La « main visible » est tranchée pour laisser le champ libre à la « main invisible ». C’est la raison qui doit guider la recherche de l’efficacité sociale et non l’esprit de rentabilité de l’entreprise privée  : l’idéologie managériale est un snobisme. La planification, la rationalisation, l’évaluation doivent être réhabilitées. Réappropriation de l’éthique républicaine dans le service de l’intérêt général. La France est le seul pays développé à posséder un service public aussi étendu  : 5,2 millions de fonctionnaires régis par un statut général fondé sur des principes républicains d’égalité, d’indépendance et de responsabilité caractérisant la conception du fonctionnaire citoyen. Parmi eux, 1 800 000 fonctionnaires territoriaux célèbrent cette année le 25e anniversaire de leur statut. Auxquels il convient d’ajouter environ un million de salariés sous statut des entreprises et des organismes publics. C’est ce môle de résistance au marché et au contrat de droit privé que le président de la République a entrepris de détruire. Mais la crise financière a révélé le rôle d’« amortisseur social » de ce service public, tant du point de vue du pouvoir d’achat que de l’emploi, du système de protection sociale, de retraite et aussi, ce qui a été plus rarement souligné, d’un point de vue éthique. Face à l’immoralité spectaculairement affichée par le système financier mondial, le service public national est un espace intègre. La « révolu tion culturelle » promise par le président de la République en septembre 2007 a été tenue en échec.
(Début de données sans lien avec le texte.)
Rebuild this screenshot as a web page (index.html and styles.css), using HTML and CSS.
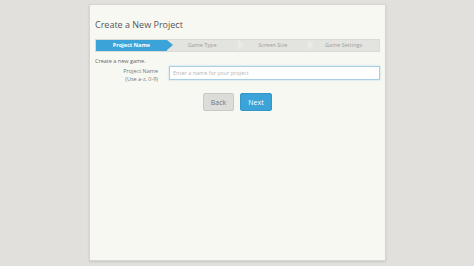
FILE: index.html
```html
<!DOCTYPE html>
<html>
<head>
<meta charset="utf-8">
<link rel="stylesheet" href="styles.css">
</head>
<body>
<div class="panel">
  <h1 class="title">Create a New Project</h1>
  <div class="steps">
    <div class="step active">Project Name</div>
    <div class="step">Game Type</div>
    <div class="step">Screen Size</div>
    <div class="step last">Game Settings</div>
  </div>
  <p class="intro">Create a new game.</p>
  <div class="row">
    <label class="label">Project Name<br>(Use a-z, 0-9)</label>
    <input class="input" type="text" placeholder="Enter a name for your project">
  </div>
  <div class="actions">
    <button class="btn back">Back</button>
    <button class="btn next">Next</button>
  </div>
</div>
</body>
</html>
```
FILE: styles.css
```css
html, body {
  margin: 0;
  padding: 0;
  background: #e2e0dc;
  width: 474px;
  height: 266px;
  overflow: hidden;
  font-family: "Open Sans", "DejaVu Sans", sans-serif;
}
.panel {
  box-sizing: border-box;
  margin: 4px 0 0 89px;
  width: 297px;
  height: 257px;
  background: #f8f8f3;
  border: 1px solid #d8d6d1;
  box-shadow: 0 1px 2px rgba(0,0,0,0.12);
  padding: 13px 5px 0 5px;
}
.title {
  margin: 0;
  font-size: 9px;
  font-weight: normal;
  color: #555;
  line-height: 14px;
}
.steps {
  display: flex;
  margin-top: 7px;
  height: 13px;
  background: #e3e3df;
  border: 1px solid #dadad6;
  box-sizing: border-box;
}
.step {
  flex: 1;
  position: relative;
  font-size: 5.5px;
  line-height: 11px;
  color: #a0a09c;
  text-align: center;
}
.step::after {
  content: "";
  position: absolute;
  right: -6px;
  top: 0;
  width: 0;
  height: 0;
  border-top: 5.5px solid transparent;
  border-bottom: 5.5px solid transparent;
  border-left: 6px solid #eaeae6;
  z-index: 1;
}
.step.last::after { display: none; }
.step.active {
  background: #3ba3d8;
  color: #fff;
  font-weight: bold;
}
.step.active::after {
  border-left-color: #3ba3d8;
  z-index: 2;
}
.intro {
  margin: 5px 0 0 0;
  font-size: 5.5px;
  line-height: 8px;
  color: #666;
}
.row {
  display: grid;
  grid-template-columns: 63px 1fr;
  column-gap: 11px;
  margin-top: 0;
  align-items: start;
}
.label {
  text-align: right;
  font-size: 5.5px;
  line-height: 8px;
  color: #777;
  padding-top: 2px;
}
.input {
  box-sizing: border-box;
  height: 14px;
  margin: 0;
  margin-top: 1px;
  border: 1px solid #a9cfe6;
  background: #fff;
  font-family: inherit;
  font-size: 5.5px;
  padding: 0 3px;
  outline: none;
  box-shadow: 0 0 2px rgba(90,170,220,0.4);
}
.input::placeholder { color: #b5b5b5; }
.actions {
  display: flex;
  justify-content: center;
  gap: 6px;
  margin-top: 10px;
}
.btn {
  box-sizing: border-box;
  width: 31px;
  height: 18px;
  font-family: inherit;
  font-size: 7px;
  border-radius: 2px;
  padding: 0;
}
.back {
  background: #dcdcd8;
  border: 1px solid #c8c8c4;
  color: #777;
}
.next {
  width: 32px;
  background: #3ba3d8;
  border: 1px solid #3596c8;
  color: #fff;
}
```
On peut dire aujourd’hui que si, pour le pouvoir, le cap destructeur est maintenu, le « grand soir statutaire » qu’il envisageait n’aura pas lieu.

Se réapproprier l’histoire, la science et la morale, tel doit être l’objectif central de la transformation sociale démocratique. Cela implique nécessairement une rupture institutionnelle forte  : la suppression de l’élection du président de la République au suffrage universel. Et une posture courageuse  : le refus de participer à une élection dont, nous dit-on, tout dépend, mais qui est en réalité au cœur du processus de désagrégation de la République française.